Love, As Always, Pete

The Weekly Letters, by A. Pedersen Wood

December 12, 1994

Dear Everyone:

Got my Christmas lights up on my patio fence the weekend after Thanksgiving.  Nothing fancy, just a string of colored lights on top of the fence.  I have them plugged into a timer so they go on around 5:30 (long before I'm home from work) and off about 10:00 (by which time I'm hopefully in bed). 

Not like my neighbors at the end of the building, who have turned their balcony, and three windows, into a phantasmagoria of Christmas colors; single colored lights, multi-colored lights, lights that turn on and off in sequence, then go in reverse.  These people are serious about Christmas lights.  They even have a wreath, suspended from the railing, that plays carols at you when you walk by.  Definitely into the holiday spirit. 
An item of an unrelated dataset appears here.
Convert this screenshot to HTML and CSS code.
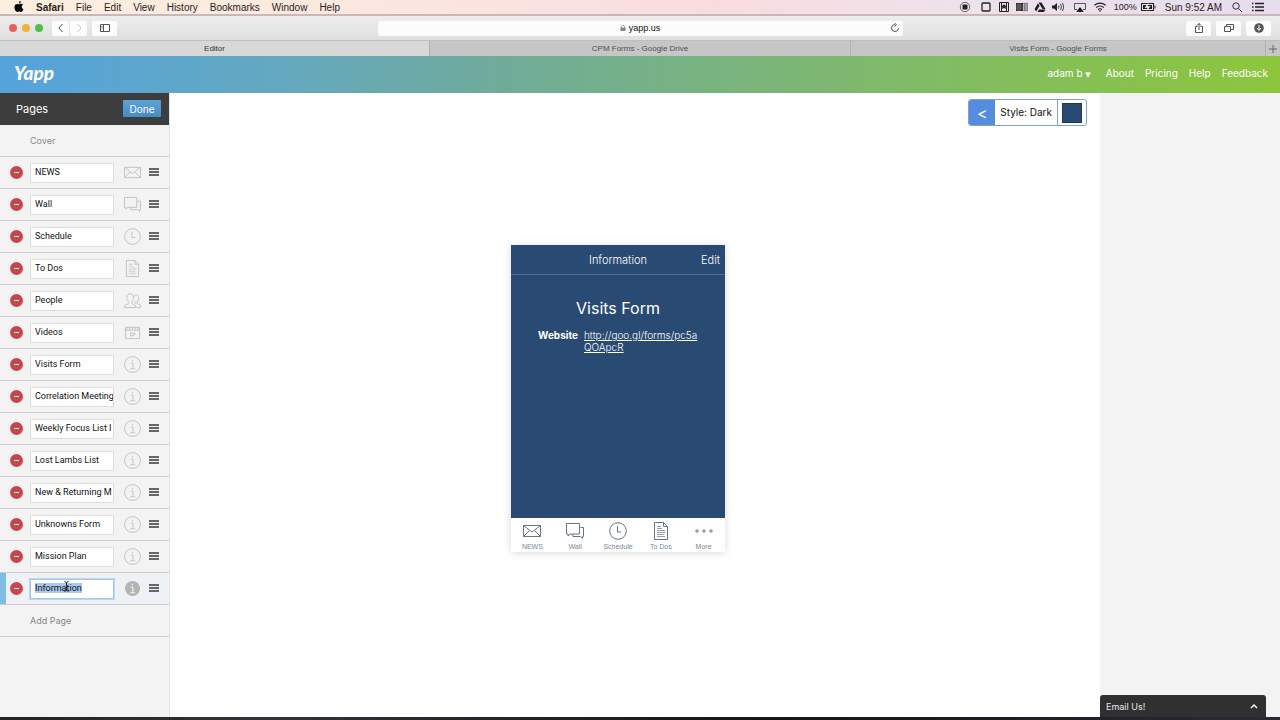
FILE: index.html
```html
<!DOCTYPE html>
<html lang="en">
<head>
    <meta charset="UTF-8">
    <meta name="viewport" content="width=device-width, initial-scale=1.0">
    <title>Editor</title>
    <link rel="stylesheet" href="styles.css">
</head>
<body>
    <svg class="sprite" aria-hidden="true">
        <symbol id="i-mail" viewBox="0 0 18 18"><path d="M.5 3.5h17v11H.5zM.5 3.5l8.500 6.500 8.500-6.500M.5 14.500l6-6M17.500 14.500l-6-6"/></symbol>
        <symbol id="i-wall" viewBox="0 0 18 18"><path d="M.5 1.500h13v10.500H4l-2 2V12H.5zM14.500 5.500h3v9h-1v2l-2-2H7V12"/></symbol>
        <symbol id="i-clock" viewBox="0 0 18 18"><circle cx="9" cy="9" r="8.300"/><path d="M8.500 4v6H12"/></symbol>
        <symbol id="i-doc" viewBox="0 0 18 18"><path d="M2.500.5h9l4 4v13h-13zM11.500.5v4h4"/><path stroke-width=".7" d="M5 4.500h4M5 6.500h5M5 8.500h8M5 10.500h8M5 12.500h7M5 14.500h8"/></symbol>
        <symbol id="i-people" viewBox="0 0 18 18"><path d="M.5 16.500v-2l4-2c1-.5 1-1.500.5-2C3 8.500 3 7 3 5.500c0-5 7-5 7 0 0 1.500 0 3-1.500 5-.5.5-.5 1.500.5 2l3.500 2v2zM10.500 5c2-3.500 5.500-1.500 5 2 0 1.500-.5 2.500-1.500 4-.5.500 0 1.500.5 1.500l3 1.500v2.500h-4M11 12l1.500-.5V9.500"/></symbol>
        <symbol id="i-video" viewBox="0 0 18 18"><path d="M1.500 3.500h15v12h-15zM1.500 6.500h15M2 6l2-2.500M5 6l2-2.500M8 6l2-2.500M11 6l2-2.500M14 6l2-2.500M7 9l5 2-5 2z"/></symbol>
        <symbol id="i-info" viewBox="0 0 18 18"><circle cx="9" cy="9" r="8.400"/><path d="M7 7.500h2.500V13M6.500 13.500h5M9 4v1.500"/></symbol>
        <symbol id="i-info-full" viewBox="0 0 18 18"><circle cx="9" cy="9" r="8" fill="#b4b4b4" stroke="none"/><path stroke="#fff" d="M7 7.500h2.500V13M6.500 13.500h5M9 4v1.500"/></symbol>
        <symbol id="i-more" viewBox="0 0 18 18"><circle cx="2" cy="9" r="1.200"/><circle cx="9" cy="9" r="1.200"/><circle cx="16" cy="9" r="1.200"/></symbol>
    </svg>

    <!-- desktop menu bar -->
    <div class="menubar">
        <svg class="apple" viewBox="0 0 10 12" width="10" height="12"><path d="M6.800 0C6.900 1.300 6 2.500 4.800 2.500 4.700 1.300 5.700.2 6.800 0zM5 3.300c.6 0 1.100-.5 2-.5.8 0 1.500.400 2 1-1.900 1.100-1.500 3.700.4 4.400C8.900 9.700 8 11 7 11c-.8 0-1-.4-1.900-.4S4 11 3.300 11C1.900 11 .4 8.400.4 6.300c0-2.200 1.300-3.400 2.700-3.400.8 0 1.400.4 1.900.4z"/></svg>
        <span class="menu app-name">Safari</span>
        <span class="menu">File</span>
        <span class="menu">Edit</span>
        <span class="menu">View</span>
        <span class="menu">History</span>
        <span class="menu">Bookmarks</span>
        <span class="menu">Window</span>
        <span class="menu">Help</span>
        <div class="status">
            <svg viewBox="0 0 12 12"><circle cx="6" cy="6" r="4.700" fill="none" stroke="#666"/><rect x="3.500" y="3.500" width="5" height="5" rx="1"/></svg>
            <svg class="st-gap" viewBox="0 0 12 12"><rect x="2" y="2" width="8" height="8" rx="1" fill="none" stroke="#222" stroke-width="1.300"/></svg>
            <svg viewBox="0 0 12 12"><path fill="none" stroke="#222" d="M1.500 1.500h9v9h-9zM3.500 2v8M8.500 2v8"/><path d="M6 3l1 1.500h1.500L7.500 6 8 8 6 7 4 8l.5-2-1-1.500H5z"/></svg>
            <svg viewBox="0 0 12 12"><path d="M0 2h7v8H0z"/><path stroke="#555" stroke-width=".6" fill="none" d="M7 2.300h5M7 4h5M7 6h5M7 8h5M7 9.700h5M8.500 2v8M10 2v8M11.700 2v8"/><path stroke="#c8bcc8" stroke-width=".4" d="M0 4h7M0 6h7M0 8h7M2 2v8M4 2v8"/></svg>
            <svg viewBox="0 0 12 12"><path d="M4.500 1.500h3L11.500 8h-3zM4 2.200l1.600 2.500L2.200 10.500.6 8zM5 8.500h6.500L10 11H3.500z"/></svg>
            <svg viewBox="0 0 12 12"><path d="M0 4.500h2l3-2.500v8L2 7.500H0z"/><path fill="none" stroke="#444" d="M6.500 4.500q1 1.500 0 3M8.500 3q2 3 0 6M10.500 2q2.500 4 0 8"/></svg>
            <svg class="st-air" viewBox="0 0 12 12"><path fill="none" stroke="#555" d="M3 8.500H.5v-6h11v6H9"/><path d="M6 6l4 5H2z"/></svg>
            <svg class="st-wifi" viewBox="0 0 12 12"><path fill="none" stroke="#222" stroke-width="1.200" d="M.3 4.300q5.700-4.500 11.400 0M2.200 6.500q3.800-3 7.600 0M4 8.500q2-1.500 4 0"/><path d="M6 11L4.500 9.500h3z"/></svg>
            <span class="percent">100%</span>
            <svg class="battery" viewBox="0 0 15 10" width="15" height="10"><rect x=".5" y="1.500" width="12" height="7" fill="none" stroke="#222"/><path d="M2 3h9v4H2zM13.500 3.500h1v3h-1z"/><path d="M7.500 1L3.500 5.700h3L5.500 9l4-4.700h-3z" fill="#fff"/></svg>
            <span class="date">Sun 9:52 AM</span>
            <svg class="st-search" viewBox="0 0 12 12"><g fill="none" stroke="#333"><circle cx="5" cy="5" r="3.200"/><path d="M7.500 7.500l3.500 3.500"/></g></svg>
            <svg class="st-list" viewBox="0 0 12 12"><path fill="none" stroke="#222" stroke-width="1.300" d="M0 2.500h1.500M3 2.500h9M0 6h1.500M3 6h9M0 9.500h1.500M3 9.500h9"/></svg>
        </div>
    </div>

    <!-- browser toolbar -->
    <div class="toolbar">
        <div class="tb-left">
            <span class="light red"></span>
            <span class="light yellow"></span>
            <span class="light green"></span>
            <div class="tb-nav">
                <button class="tb-btn" aria-label="Back"><svg viewBox="0 0 10 10"><path d="M6.500 1L3 5l3.500 4"/></svg></button>
                <button class="tb-btn dim" aria-label="Forward"><svg viewBox="0 0 10 10"><path d="M3.500 1L7 5 3.500 9"/></svg></button>
            </div>
            <button class="tb-btn wide" aria-label="Sidebar"><svg viewBox="0 0 10 10"><path d="M.5 1.500h9v7h-9zM3.500 1.500v7M1.500 3.500h1M1.500 5h1"/></svg></button>
        </div>
        <div class="address">
            <svg viewBox="0 0 8 8" width="6" height="8"><path d="M2 4V2.500a2 2 0 0 1 4 0V4" fill="none" stroke="#888"/><rect x=".5" y="3.500" width="7" height="4.500" fill="#888"/></svg>
            <span>yapp.us</span>
            <button class="reload" aria-label="Reload"><svg viewBox="0 0 10 10"><path d="M5 1.500a3.500 3.500 0 1 0 3.500 3.500M4.500 0L6.500 1.700 4.500 3.500"/></svg></button>
        </div>
        <div class="tb-right">
            <button class="tb-btn wide" aria-label="Share"><svg viewBox="0 0 10 10"><path d="M3.500 3.500h-2v6h7v-6h-2M5 7V.5M3 2.500l2-2 2 2"/></svg></button>
            <button class="tb-btn wide" aria-label="Tabs"><svg viewBox="0 0 10 10"><path d="M.5 3.500h6v5h-6zM2.500 3.500v-2h7v5h-3"/></svg></button>
            <button class="tb-btn wide" aria-label="Downloads"><svg viewBox="0 0 10 10"><circle cx="5" cy="5" r="4.800" fill="#555" stroke="none"/><path stroke="#fff" d="M5 2v5M3 5l2 2.500L7 5"/></svg></button>
        </div>
    </div>

    <div class="tabs">
        <div class="tab active">Editor</div>
        <div class="tab">CPM Forms - Google Drive</div>
        <div class="tab">Visits Form - Google Forms</div>
        <button class="tab-add" aria-label="New tab"><svg viewBox="0 0 8 8" width="8" height="8"><path d="M4 0v8M0 4h8"/></svg></button>
    </div>

    <header class="site-header">
        <a class="logo" href="#">Yapp</a>
        <nav class="site-nav">
            <a class="user" href="#">adam b <span class="caret">▼</span></a>
            <a href="#">About</a>
            <a href="#">Pricing</a>
            <a href="#">Help</a>
            <a href="#">Feedback</a>
        </nav>
    </header>

    <main class="editor">
        <aside class="sidebar">
            <div class="sidebar-head">
                <h2>Pages</h2>
                <button class="done">Done</button>
            </div>
            <ul class="pages">
                <li class="page plain"><a href="#">Cover</a></li>
                <li class="page"><button class="remove" aria-label="Remove"></button><input type="text" aria-label="Page name" value="NEWS"><svg class="icon"><use href="#i-mail"/></svg><span class="grip"></span></li>
                <li class="page"><button class="remove" aria-label="Remove"></button><input type="text" aria-label="Page name" value="Wall"><svg class="icon"><use href="#i-wall"/></svg><span class="grip"></span></li>
                <li class="page"><button class="remove" aria-label="Remove"></button><input type="text" aria-label="Page name" value="Schedule"><svg class="icon"><use href="#i-clock"/></svg><span class="grip"></span></li>
                <li class="page"><button class="remove" aria-label="Remove"></button><input type="text" aria-label="Page name" value="To Dos"><svg class="icon"><use href="#i-doc"/></svg><span class="grip"></span></li>
                <li class="page"><button class="remove" aria-label="Remove"></button><input type="text" aria-label="Page name" value="People"><svg class="icon"><use href="#i-people"/></svg><span class="grip"></span></li>
                <li class="page"><button class="remove" aria-label="Remove"></button><input type="text" aria-label="Page name" value="Videos"><svg class="icon"><use href="#i-video"/></svg><span class="grip"></span></li>
                <li class="page"><button class="remove" aria-label="Remove"></button><input type="text" aria-label="Page name" value="Visits Form"><svg class="icon"><use href="#i-info"/></svg><span class="grip"></span></li>
                <li class="page"><button class="remove" aria-label="Remove"></button><input type="text" aria-label="Page name" value="Correlation Meeting"><svg class="icon"><use href="#i-info"/></svg><span class="grip"></span></li>
                <li class="page"><button class="remove" aria-label="Remove"></button><input type="text" aria-label="Page name" value="Weekly Focus List I"><svg class="icon"><use href="#i-info"/></svg><span class="grip"></span></li>
                <li class="page"><button class="remove" aria-label="Remove"></button><input type="text" aria-label="Page name" value="Lost Lambs List"><svg class="icon"><use href="#i-info"/></svg><span class="grip"></span></li>
                <li class="page"><button class="remove" aria-label="Remove"></button><input type="text" aria-label="Page name" value="New &amp; Returning M"><svg class="icon"><use href="#i-info"/></svg><span class="grip"></span></li>
                <li class="page"><button class="remove" aria-label="Remove"></button><input type="text" aria-label="Page name" value="Unknowns Form"><svg class="icon"><use href="#i-info"/></svg><span class="grip"></span></li>
                <li class="page"><button class="remove" aria-label="Remove"></button><input type="text" aria-label="Page name" value="Mission Plan"><svg class="icon"><use href="#i-info"/></svg><span class="grip"></span></li>
                <li class="page current"><button class="remove" aria-label="Remove"></button><input type="text" id="current-page" aria-label="Page name" value="Information"><svg class="icon"><use href="#i-info-full"/></svg><span class="grip"></span>
                    <svg class="ibeam" viewBox="0 0 5 11" width="5" height="11"><path d="M.5.5l2 1 2-1M2.500 1.500v8M.5 10.500l2-1 2 1"/></svg>
                </li>
                <li class="page plain"><a href="#">Add Page</a></li>
            </ul>
        </aside>

        <section class="canvas">
            <div class="style-picker">
                <button class="prev" aria-label="Previous style">&lt;</button>
                <span class="style-name">Style: Dark</span>
                <button class="swatch" aria-label="Colour"><span></span></button>
            </div>
            <div class="phone">
                <div class="phone-head">
                    <span class="phone-title">Information</span>
                    <button class="edit">Edit</button>
                </div>
                <div class="phone-body">
                    <h1>Visits Form</h1>
                    <dl>
                        <dt>Website</dt>
                        <dd><a href="#">http://goo.gl/forms/pc5aQOApcR</a></dd>
                    </dl>
                </div>
                <nav class="phone-tabs">
                    <a href="#"><svg class="icon"><use href="#i-mail"/></svg>NEWS</a>
                    <a href="#"><svg class="icon"><use href="#i-wall"/></svg>Wall</a>
                    <a href="#"><svg class="icon"><use href="#i-clock"/></svg>Schedule</a>
                    <a href="#"><svg class="icon"><use href="#i-doc"/></svg>To Dos</a>
                    <a href="#"><svg class="icon"><use href="#i-more"/></svg>More</a>
                </nav>
            </div>
        </section>

        <aside class="side-panel"></aside>
        <button class="email">Email Us! <svg viewBox="0 0 8 6" width="8" height="6"><path d="M1 5l3-3 3 3"/></svg></button>
    </main>
    <div class="desktop-edge"></div>

    <script>
        document.getElementById('current-page').select();
    </script>
</body>
</html>
```

FILE: styles.css
```css
* { box-sizing: border-box; }
body {
    margin: 0;
    height: 100vh;
    display: flex;
    flex-direction: column;
    overflow: hidden;
    font-family: Inter, "Liberation Sans", sans-serif;
    background: #fff;
}
button {
    border: none;
    padding: 0;
    background: none;
    font-family: inherit;
    cursor: pointer;
}
a { color: inherit; text-decoration: none; }
svg { flex: none; }
.sprite { position: absolute; width: 0; height: 0; }

/* menu bar */
.menubar {
    height: 16px;
    flex: none;
    display: flex;
    align-items: center;
    gap: 12px;
    padding: 0 16px 0 14px;
    border-bottom: 2px solid #c9b8b7;
    background: linear-gradient(90deg, #fbf0e0, #fce7e0 30%, #fadcdf 56%, #eee2ec 75%, #e6dcec);
    font: 10px "Liberation Sans", Arial, sans-serif;
    color: #2b2222;
    white-space: nowrap;
}
.app-name { font-weight: bold; }
.status {
    margin-left: auto;
    display: flex;
    align-items: center;
    gap: 6px;
}
.status svg { width: 12px; height: 12px; fill: #222; }
.status .st-gap { margin: 0 0 0 3px; }
.status .st-air { margin: 0 2px 0 4px; }
.status .st-wifi { margin-right: 2px; }
.status .percent { font-size: 9px; margin-right: -2px; }
.status .battery { width: 15px; height: 10px; }
.date { margin: 0 3px; }
.status .st-search { margin-right: 3px; }

/* browser chrome */
.toolbar {
    height: 24px;
    flex: none;
    display: grid;
    grid-template-columns: 1fr 525px 1fr;
    align-items: center;
    padding: 0 9px;
    background: linear-gradient(#ededed, #dfdfdf);
}
.tb-left, .tb-right { display: flex; align-items: center; gap: 5px; }
.tb-right { justify-content: flex-end; }
.light { width: 8px; height: 8px; border-radius: 50%; }
.red { background: #ed5f5b; }
.yellow { background: #f0b23a; }
.green { background: #4fbf45; }
.tb-nav { display: flex; gap: 1px; margin-left: 4px; }
.tb-btn {
    width: 17px;
    height: 15px;
    display: flex;
    align-items: center;
    justify-content: center;
    border-radius: 2px;
    background: #fcfcfc;
}
.tb-btn.wide { width: 25px; }
.tb-btn svg, .reload svg {
    width: 10px;
    height: 10px;
    fill: none;
    stroke: #555;
}
.tb-btn.dim svg { stroke: #ccc; }
.address {
    height: 15px;
    display: flex;
    align-items: center;
    justify-content: center;
    gap: 3px;
    position: relative;
    border-radius: 2px;
    background: #fcfcfc;
    font: 9px "Liberation Sans", Arial, sans-serif;
    color: #111;
}
.reload { position: absolute; right: 3px; top: 2px; display: flex; }
.tabs {
    height: 16px;
    flex: none;
    display: grid;
    grid-template-columns: 430fr 421fr 415fr 14px;
    background: #c6c6c6;
    border-top: 1px solid #bebebe;
    font: 8px/15px "Liberation Sans", Arial, sans-serif;
    color: #505050;
    text-align: center;
}
.tab { border-right: 1px solid #b0b0b0; }
.tab.active { background: #d8d8d8; color: #333; }
.tab-add { display: flex; align-items: center; justify-content: center; }
.tab-add svg { stroke: #666; }

/* site header */
.site-header {
    height: 37px;
    flex: none;
    display: flex;
    align-items: center;
    justify-content: space-between;
    padding: 0 12px 3px 14px;
    background: linear-gradient(90deg, #54a3dc, #64a9c0 22%, #70ab9c 38%, #81bb66 72%, #8dc63c);
    color: #fff;
}
.logo {
    font: italic 900 19px/20px Lato, sans-serif;
}
.site-nav { display: flex; align-items: center; gap: 11px; font-size: 10px; }
.user { margin-right: 4px; }
.caret { font: 7px "DejaVu Sans", sans-serif; }

/* editor */
.editor {
    flex: 1;
    min-height: 0;
    display: flex;
    position: relative;
}
.sidebar {
    width: 170px;
    flex: none;
    background: #f3f3f3;
    border-right: 1px solid #e4e4e4;
}
.sidebar-head {
    height: 32px;
    display: flex;
    align-items: center;
    justify-content: space-between;
    padding: 0 8px 1px 16px;
    background: #3d3d3d;
    color: #fff;
}
.sidebar-head h2 { margin: 0; font-size: 11px; font-weight: 400; }
.done {
    width: 38px;
    height: 17px;
    border-radius: 1px;
    background: linear-gradient(#5ba3d9, #468bc6);
    color: #fff;
    font-size: 10px;
}
.pages { margin: 0; padding: 0; list-style: none; }
.page {
    height: 32px;
    display: flex;
    align-items: center;
    padding: 0 10px;
    position: relative;
    border-bottom: 1px solid #ccc;
}
.page.plain { padding-left: 30px; font-size: 9px; color: #888; }
.remove {
    width: 13px;
    height: 13px;
    flex: none;
    display: flex;
    align-items: center;
    justify-content: center;
    border-radius: 50%;
    background: #cc444e;
}
.remove::before { content: ""; width: 5px; height: 1px; background: #fff; }
.page input {
    width: 84px;
    height: 20px;
    margin: 0 10px 0 7px;
    padding: 0 0 1px 4px;
    border: 1px solid #ddd;
    outline: none;
    background: #fff;
    font: 9px Roboto, sans-serif;
    color: #111;
}
.page .icon { width: 17px; height: 17px; }
.icon { fill: none; stroke: #c0c0c0; stroke-width: 1; }
.grip {
    width: 11px;
    height: 8px;
    margin: 0 0 1px 8px;
    background: repeating-linear-gradient(#666 0 2px, transparent 2px 3px);
}
.page.current {
    background: #eef2f7;
    box-shadow: inset 6px 0 #7fbde2;
}
.page.current input {
    border-color: #a5c8e8;
    box-shadow: 0 0 0 1px #bdd6ee;
}
input::selection { background: #a9c8f0; color: #111; }
.ibeam {
    position: absolute;
    left: 64px;
    top: 8px;
    fill: none;
    stroke: #222;
}

.canvas {
    flex: 1;
    min-width: 0;
    display: flex;
    flex-direction: column;
    align-items: center;
}
.style-picker {
    align-self: flex-end;
    height: 27px;
    display: flex;
    margin: 6px 13px 0 0;
    border: 1px solid #7ca3c6;
    border-radius: 3px;
    overflow: hidden;
    font-size: 10px;
    line-height: 25px;
    color: #111;
}
.prev { width: 26px; background: #568ce0; color: #fff; font-size: 16px; }
.style-name { padding: 0 5px; }
.swatch {
    width: 29px;
    display: flex;
    align-items: center;
    justify-content: center;
    border-left: 1px solid #7ca3c6;
}
.swatch span { width: 20px; height: 20px; background: #294b73; border: 1px solid #1d3859; }

.phone {
    width: 214px;
    margin: 119px 34px 0 0;
    box-shadow: 0 1px 8px rgba(0, 0, 0, 0.15);
    background: #294b73;
    color: #fff;
}
.phone-head {
    height: 30px;
    display: grid;
    grid-template-columns: 1fr auto 1fr;
    align-items: center;
    padding: 0 5px;
    border-bottom: 1px solid #4a7097;
    font-size: 11px;
    font-weight: 300;
}
.phone-title { grid-column: 2; }
.edit { justify-self: end; color: #fff; font-size: 11px; font-weight: 300; }
.phone-body { height: 243px; padding: 22px 27px; }
.phone-body h1 {
    margin: 0 0 10px;
    font-size: 16px;
    line-height: 22px;
    font-weight: 400;
    text-align: center;
}
.phone-body dl {
    display: flex;
    gap: 6px;
    margin: 0 -6px 0 0;
    font-size: 10px;
    line-height: 12px;
}
.phone-body dt { font-weight: 700; }
.phone-body dd {
    flex: 1;
    margin: 0;
    font-weight: 300;
    word-break: break-all;
}
.phone-body dd a { text-decoration: underline; }
.phone-tabs {
    height: 34px;
    display: grid;
    grid-template-columns: repeat(5, 1fr);
    background: #fff;
    color: #7b8794;
    font: 7px/8px "Liberation Sans", Arial, sans-serif;
}
.phone-tabs a {
    display: flex;
    flex-direction: column;
    align-items: center;
    gap: 3px;
    padding-top: 4px;
}
.phone-tabs .icon { width: 18px; height: 18px; stroke: #66758a; }

.side-panel { width: 180px; flex: none; background: #f3f3f3; }
.email {
    position: absolute;
    right: 14px;
    bottom: 0;
    width: 166px;
    height: 22px;
    display: flex;
    align-items: center;
    justify-content: space-between;
    padding: 0 8px 0 6px;
    border-radius: 3px 3px 0 0;
    background: #303030;
    color: #e8e8e8;
    font-size: 9px;
}
.email svg { fill: none; stroke: #fff; stroke-width: 1.5; }
.desktop-edge {
    height: 3px;
    flex: none;
    background: linear-gradient(90deg, #222, #34323a 20%, #15141a 60%, #2b2a33);
}
```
Personally, I don't go in for blinking lights.  The ones that just go on and off together look too much like they should be spelling out "Eat At Joe’s".  And the ones that go in sequence remind me of ant trails and make me wonder when was the last time I sprayed for bugs. 

In other news… 

Now that winter is upon us, and I have to wear a coat to and from work, I am reminded of how much I hate my car's safety belt.  These things are a pain any day of the week, but adding a coat to the proceedings just makes things worse.  They are such a hassle to use that they had to pass a law to get people to buckle up.  Basically, they’re uncomfortable. 

Let's face it:  Automobile safety belts are designed by and for tall, flat-chested men.  They are not designed to be worn by short people; and they are most emphatically not designed to be worn by women. 

I don't know why they're sometimes called "shoulder harnesses" when they don't go across your shoulder.  They go across your throat.  If I'm ever really in an accident, I stand a better chance of dying by decapitation than anything else.  And as for the "flat-chested" part, all I can say is, if I'm ever really in an accident, it could give a whole new meaning to the expression "auto-mastectomy". 

Next on Oprah!  The men who designed car safety belts…and the women who hate them. 

And while we're on the subject of men and cars, why do men back their cars into parking spaces?  You almost never see a woman doing that.  Nevertheless, I'll come zinging around the corner in the BART parking garage and there is a whole long line of cars, waiting while some character painstakingly backs his car into a space.  Why do they do that? 

I've been told it's to "make a quick getaway" at the end of the day.  Now, does this make sense?  Just how long does it take to back out of a parking space compared to how long it takes to back in to one?  I timed it the other night and I'd say it takes all of about 10 seconds to get out of a parking space.  Granted, it was late in the evening and there weren't any other cars around at the time.  Nevertheless, "making a quick getaway" can't save you more than, maybe, five seconds. 

So what do they do with those precious five seconds that they saved in the evening by making everyone wait while they backed in in the morning?  Extra "quality time" with the kids?  Five more seconds of ESPN?  Or is it just one of those testosterone things that men really have no control over? 

Coming soon on Oprah!  Silly things men do with their cars…and the women who snicker at them. 

The Versatile Conversion is coming along smoothly with only one short halt.  We had to make some adjustments in some retention schedules to avoid boxes being rejected as having invalid records series.  So all “Hobby” boxes were "stopped on the ground" until the series were copied.  That was completed yesterday.  So far, we have three Records Centers in with only two, albeit the two largest, to go.